Rebel Wilson, you have never been worse than you were here. Every scene you were in, even if it was for a brief quip, was worse because you were in it trying to be funny and failing miserably. James Corden, the exact same statement can be said to you.

Jason Derulo: quit acting now. Stick to your subpar pop songs, this should be the end of the big screen for you.

All of these things suck, they suck so, so bad on their own, and all of them happen in less than two hours of the most excruciating filmgoing experience I have ever had. I mean I had to search crucial plot points to a movie I literally just watched to write this review because Hooper — or the play if the play sucks this bad, but if it does, don’t make it into a fucking movie Tom — does such a terrible job literally explaining anything.

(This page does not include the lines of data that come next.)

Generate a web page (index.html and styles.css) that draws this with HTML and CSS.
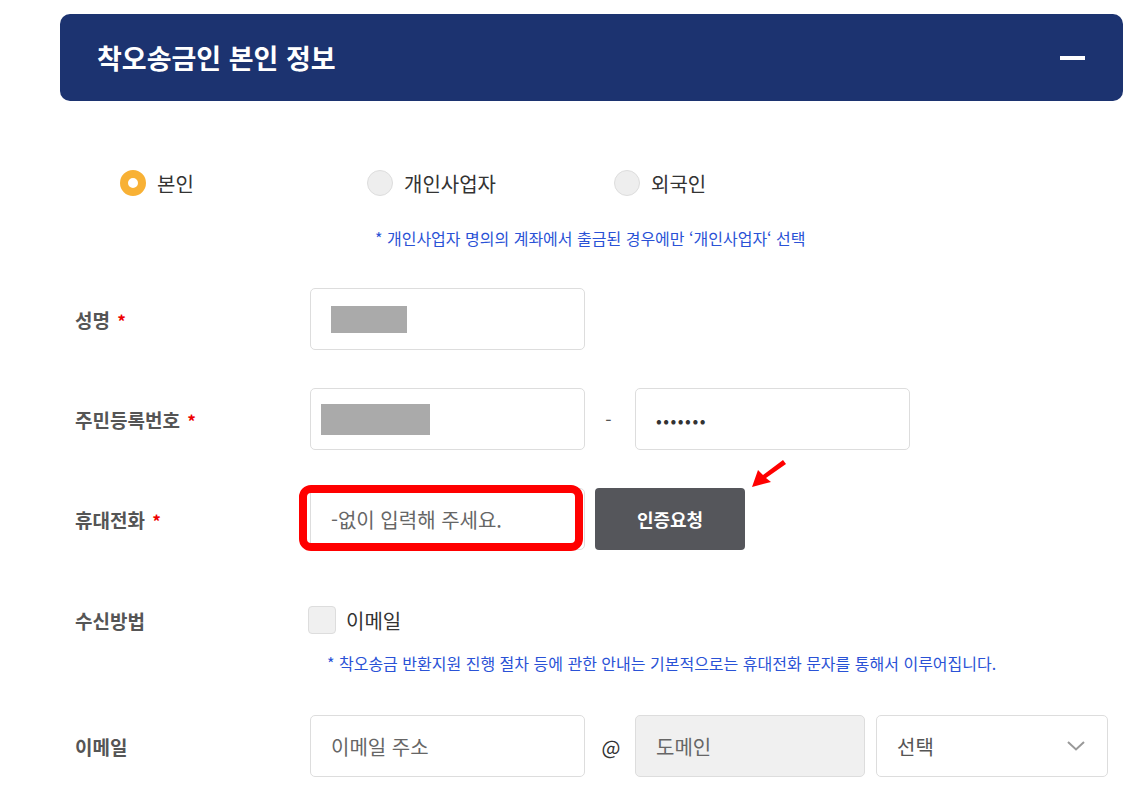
FILE: index.html
```html
<!DOCTYPE html>
<html lang="ko">
<head>
<meta charset="utf-8">
<link rel="stylesheet" href="styles.css">
</head>
<body>
<div class="page">
  <div class="header">
    <h2 class="title">착오송금인 본인 정보</h2>
    <span class="minus"></span>
  </div>

  <div class="radios">
    <label class="radio-item"><span class="radio on"></span><span>본인</span></label>
    <label class="radio-item"><span class="radio"></span><span>개인사업자</span></label>
    <label class="radio-item"><span class="radio"></span><span>외국인</span></label>
  </div>
  <p class="note note1">* 개인사업자 명의의 계좌에서 출금된 경우에만 ‘개인사업자‘ 선택</p>

  <div class="row row-first">
    <div class="label">성명 <span class="req">*</span></div>
    <div class="field"><span class="mask mask1"></span></div>
  </div>

  <div class="row">
    <div class="label">주민등록번호 <span class="req">*</span></div>
    <div class="field"><span class="mask mask2"></span></div>
    <div class="sep">-</div>
    <div class="field"><span class="dots">•••••••</span></div>
  </div>

  <div class="row">
    <div class="label">휴대전화 <span class="req">*</span></div>
    <div class="field highlight-wrap"><span class="ph">-없이 입력해 주세요.</span><span class="highlight"></span></div>
    <button class="btn">인증요청</button>
    <svg class="arrow" width="36" height="30" viewBox="0 0 36 30"><path d="M1 28 L7 11 L12 16 L32 1 L35 5 L15 19 L20 23 Z" fill="#f00"/></svg>
  </div>

  <div class="row row-check">
    <div class="label">수신방법</div>
    <label class="check-item"><span class="check"></span><span>이메일</span></label>
  </div>
  <p class="note note2">* 착오송금 반환지원 진행 절차 등에 관한 안내는 기본적으로는 휴대전화 문자를 통해서 이루어집니다.</p>

  <div class="row row-email">
    <div class="label">이메일</div>
    <div class="field"><span class="ph">이메일 주소</span></div>
    <div class="sep at">@</div>
    <div class="field domain"><span class="ph">도메인</span></div>
    <div class="field select"><span class="ph dark">선택</span>
      <svg class="chev" width="18" height="10" viewBox="0 0 18 10"><path d="M1 1 L9 8.5 L17 1" fill="none" stroke="#999" stroke-width="2"/></svg>
    </div>
  </div>
</div>
</body>
</html>
```

FILE: styles.css
```css
* { box-sizing: border-box; }
html, body { margin: 0; padding: 0; background: #fff; }
body { font-family: "Noto Sans CJK KR", "Noto Sans", sans-serif; color: #333; }

.page { padding: 14px 10px 0 60px; width: 1133px; }

.header {
  height: 87px;
  background: #1c3370;
  border-radius: 10px;
  display: flex;
  align-items: center;
  justify-content: space-between;
  padding: 0 38px 0 37px;
}
.title { margin: 0; color: #fff; font-size: 27px; font-weight: 700; letter-spacing: 0; line-height: 1; }
.minus { width: 25px; height: 4px; background: #fff; display: block; }

.radios { display: flex; margin-top: 69px; padding-left: 60px; height: 26px; align-items: center; }
.radio-item { width: 247px; display: flex; align-items: center; gap: 11px; font-size: 20px; color: #333; }
.radio { width: 26px; height: 26px; border-radius: 50%; background: #eee; border: 1px solid #ddd; display: block; }
.radio.on { background: #fff; border: 8px solid #f8b135; }

.note { margin: 0; color: #2a52d6; font-size: 16px; line-height: 20px; letter-spacing: 0; }
.note1 { margin-top: 32px; padding-left: 315px; }
.note2 { margin-top: 19px; padding-left: 267px; }

.row { display: flex; align-items: center; height: 62px; margin-top: 38px; position: relative; padding-left: 15px; }
.row-first { margin-top: 40px; }
.label { width: 235px; font-size: 19px; font-weight: 700; color: #555; letter-spacing: 0; }
.req { color: #e00; font-size: 17px; margin-left: 2px; }

.field {
  width: 275px; height: 62px; border: 1px solid #ddd; border-radius: 5px; background: #fff;
  display: flex; align-items: center; padding-left: 20px; position: relative;
}
.mask { display: block; background: #aaa; }
.mask1 { width: 76px; height: 27px; }
.mask2 { width: 109px; height: 31px; margin-left: -10px; }
.sep { width: 50px; text-align: center; color: #555; font-size: 18px; padding-right: 3px; }
.sep.at { font-size: 20px; color: #333; padding-right: 0; padding-left: 2px; }
.dots { font-size: 17px; letter-spacing: 1.5px; color: #333; }

.ph { font-size: 20px; color: #666; letter-spacing: 0; }
.ph.dark { color: #555; }

.highlight {
  position: absolute; left: -12px; top: -4px; width: 284px; height: 66px;
  border: 8px solid #ff0000; border-radius: 12px;
}
.btn {
  margin-left: 10px; width: 150px; height: 62px; border: 0; border-radius: 4px;
  background: #55565b; color: #fff; font-family: inherit; font-size: 18px; font-weight: 700;
}
.arrow { position: absolute; left: 691px; top: -29px; }

.row-check { height: 28px; margin-top: 56px; }
.check-item { display: flex; align-items: center; gap: 10px; font-size: 20px; color: #333; margin-left: -2px; }
.check { width: 28px; height: 28px; background: #f0f0f0; border: 1px solid #ddd; border-radius: 4px; display: block; }

.row-email { margin-top: 42px; }
.domain { width: 230px; background: #f0f0f0; }
.select { width: 232px; margin-left: 11px; justify-content: space-between; padding-right: 22px; }
```
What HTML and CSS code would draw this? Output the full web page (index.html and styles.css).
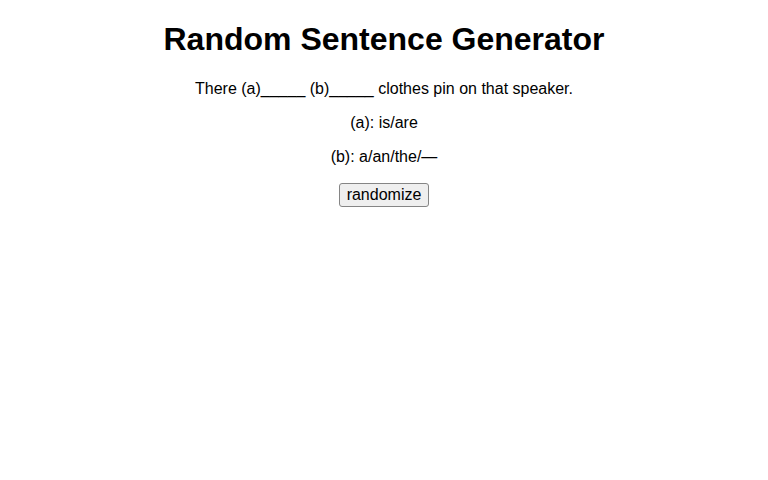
FILE: index.html
```html
<!DOCTYPE html>
<html lang="en">
<head>
    <meta charset="UTF-8">
    <meta name="viewport" content="width=device-width, initial-scale=1.0">
    <title>Random Sentence Generator</title>
    <link rel="stylesheet" href="styles.css">
</head>
<body>
    <h1>Random Sentence Generator</h1>
    <p id="sentence">There (a)_____ (b)_____ clothes pin on that speaker.</p>
    <p class="options">(a): is/are</p>
    <p class="options">(b): a/an/the/—</p>
    <div class="controls">
        <button id="randomize">randomize</button>
    </div>
</body>
</html>
```

FILE: styles.css
```css
body { font-family: "Liberation Sans", Arial, sans-serif; text-align: center; color: #000; background: #fff; }
h1 { font-size: 32px; margin: 13.44px 0 21.44px; }
p { font-size: 16px; margin: 16px 0; }
.controls { margin: 17px 0 16px; }
button { font-family: "Liberation Sans", Arial, sans-serif; font-size: 16px; padding: 1px 7px; height: 24px; background: #efefef; color: #000; border: 1px solid #858585; border-radius: 3px; cursor: pointer; }
button:hover { background: #e5e5e5; }
```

What is this thing that all the cats want to go to? What the hell is a jellicle cat? I still couldn’t tell you.

Conclusion

“Cats” sucks. It sucks in a way that isn’t fun, it isn’t enjoyable, it just sucks.

I couldn’t have fun laughing at this monstrosity because I was just so annoyed by it all that it couldn’t even give me a chance to fucking breathe. When the credits began to roll, which came after a super uncomfortable fourth-wall break, my theater erupted into laughter, all of us realizing what we watched was a special pile of garbage.

Well, all of us laughed except for two people, a couple that left 10 minutes into the movie. I envy those people, because what they missed out on was a true masterpiece of awful, a film so painful that I can still hear the ringing of some of those awful songs in my ears now.

This movie is like a fever dream set in the pits of hell. It feels like a drug trip that immediately goes south. It feels like a trash compactor closing in that you can’t escape from, while the only thing you can see are a bunch of horny cats and Idris Elba’s ass cheeks for some reason.

I am a fraction of the man I once was. I’m not sure I can ever go back.

This movie changes you, it takes part of your soul, it turns your brain to fluid. If I never seem fully right again, you’ll know why.